Every step up in cell efficiency has come with a step up in junction capacitance. HJT and TOPCon devices store enough charge that the cell cannot follow a fast voltage sweep: measure them with a millisecond-class flash and the I-V curve splits into two curves, one swept up and one swept down, with the true curve somewhere between. The error lands directly on Pmax, the number your contract is written on.

The workarounds, and their cost

Legacy flashers attack the problem with reconstruction: dozens of short flashes at different bias points, stitched into one synthetic curve. It works, at the cost of throughput (60+ flashes per module), added uncertainty from the stitching model, and lamp wear. It is a patch for a light source that cannot hold irradiance long enough.

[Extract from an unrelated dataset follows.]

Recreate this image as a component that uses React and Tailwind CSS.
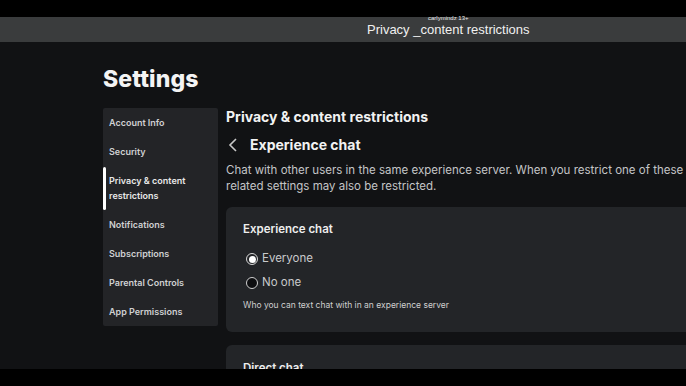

The actual fix: one long sweep

An LED engine holds irradiance constant for as long as the electronics ask. A 500 ms pulse sweeps the entire I-V curve in a single pass, slowly enough that the cell stays in quasi-steady state: no hysteresis, no reconstruction, no model uncertainty. This is native behaviour across the long-pulse Nexun line, with temporal instability held at 0.2% over the full pulse, and it is why a Nexun PRO measures an HJT module in one flash where a legacy flasher needs sixty.

What to specify

  • Pulse length around 500 ms with constant irradiance, graded for class over the full pulse.
  • Single-sweep I-V acquisition, not multi-flash reconstruction, for both throughput and uncertainty.
  • Enough irradiance headroom for bifacial protocols (the Nexun PRO MAX reaches 1300 W/m² peak).

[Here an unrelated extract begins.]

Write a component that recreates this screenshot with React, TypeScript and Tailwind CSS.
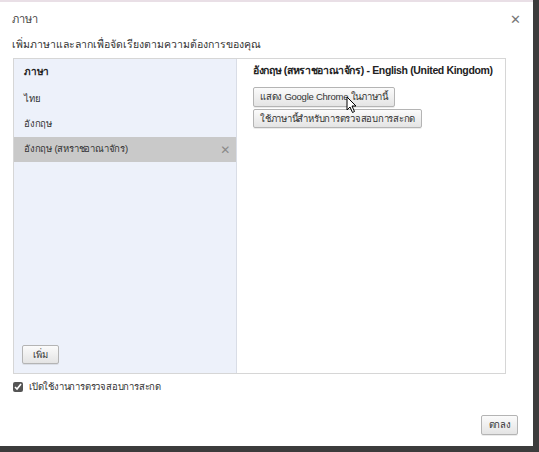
import React from 'react';

const font = "font-['Liberation_Sans','Noto_Sans','DejaVu_Sans',sans-serif]";

const Btn: React.FC<{ children: React.ReactNode; className?: string }> = ({ children, className = '' }) => (
  <button
    className={`flex items-center whitespace-nowrap px-[6px] border border-[#b4b4b4] rounded-[2px] bg-gradient-to-b from-[#fbfbfb] to-[#e4e4e4] text-[9.5px] tracking-[-0.25px] text-[#333] leading-none shadow-[0_1px_0_rgba(0,0,0,0.08)] ${className}`}
  >
    {children}
  </button>
);

export default function App() {
  return (
    <div className={`w-[539px] h-[452px] bg-[#3c3c3c] ${font}`}>
      <div className="w-[533px] h-[446px] bg-white flex flex-col border-t-2 border-[#e9dfe6]">
        {/* Title */}
        <div className="flex items-center justify-between h-[32px] pl-[12px] pr-[12px] pt-[2px]">
          <span className="text-[11px] text-[#444]">ภาษา</span>
          <span className="text-[13px] text-[#777] leading-none">✕</span>
        </div>
        <div className="pl-[12px] h-[22px] flex items-center text-[10.5px] text-[#333] whitespace-nowrap">
          เพิ่มภาษาและลากเพื่อจัดเรียงตามความต้องการของคุณ
        </div>

        {/* Main box */}
        <div className="ml-[13px] mt-[2px] w-[493px] h-[316px] border border-[#d6d6d6] flex">
          <div className="w-[223px] shrink-0 bg-[#edf1fa] flex flex-col border-r border-[#d9dde6] text-[9.5px] tracking-[-0.2px]">
            <div className="h-[28px] pl-[10px] flex items-end pb-[8px] text-[10px] font-bold text-[#222]">ภาษา</div>
            <div className="h-[25px] pl-[10px] flex items-center text-[#333]">ไทย</div>
            <div className="h-[25px] pl-[10px] flex items-center text-[#333]">อังกฤษ</div>
            <div className="h-[25px] pl-[10px] pr-[6px] flex items-center justify-between bg-[#c9c9c9] text-[#333]">
              <span>อังกฤษ (สหราชอาณาจักร)</span>
              <span className="text-[12px] text-[#8a8a8a] leading-none">✕</span>
            </div>
            <div className="flex-1" />
            <div className="pl-[8px] pb-[9px]">
              <Btn className="h-[19px] w-[37px] justify-center">เพิ่ม</Btn>
            </div>
          </div>
          <div className="flex-1 bg-white flex flex-col pl-[16px]">
            <div className="h-[28px] flex items-end pb-[8px] text-[10.5px] font-bold text-[#222] whitespace-nowrap tracking-[-0.35px]">
              อังกฤษ (สหราชอาณาจักร) - English (United Kingdom)
            </div>
            <div className="relative w-fit">
              <Btn className="h-[20px]">แสดง Google Chrome ในภาษานี้</Btn>
              <svg className="absolute left-[93px] top-[9px]" width="12" height="18" viewBox="0 0 12 18">
                <path d="M1 1 L1 14 L4 11 L6.5 16.5 L8.5 15.5 L6 10 L10 10 Z" fill="#fff" stroke="#000" strokeWidth="1" />
              </svg>
            </div>
            <Btn className="h-[19px] w-fit mt-[2px]">ใช้ภาษานี้สำหรับการตรวจสอบการสะกด</Btn>
          </div>
        </div>

        {/* Spellcheck */}
        <div className="ml-[13px] mt-[6px] flex items-center gap-[6px]">
          <input type="checkbox" defaultChecked className="w-[10px] h-[10px] m-0 accent-[#555]" />
          <span className="text-[9.5px] tracking-[-0.2px] text-[#333]">เปิดใช้งานการตรวจสอบการสะกด</span>
        </div>

        <div className="flex-1" />
        <div className="flex justify-end pr-[15px] pb-[11px]">
          <Btn className="h-[20px] w-[37px] justify-center">ตกลง</Btn>
        </div>
      </div>
    </div>
  );
}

Frequently asked questions

Why do HJT and TOPCon modules need a long-pulse solar simulator?
Their high junction capacitance distorts the I-V curve under a fast sweep, misreporting Pmax. A ~500 ms constant-irradiance pulse lets the cell stay in quasi-steady state so the true curve is measured in one sweep.
What is sweep-rate (hysteresis) error in IV measurement?
The gap between I-V curves swept in opposite directions on a capacitive cell measured too fast. It signals that the measured power is transient-contaminated; a long single-sweep pulse removes it.
How many flashes does it take to measure an HJT module?
On a long-pulse Nexun, one. Legacy short-flash systems need on the order of 60 flashes plus a reconstruction model to approximate the same curve.
Does a 500 ms pulse hurt production throughput?
No. One 500 ms flash replaces tens of short flashes, so line takt improves. The production-focused Nexun EVO runs 100 ms pulses where device physics allows, and the line is sized for gigawatt throughput.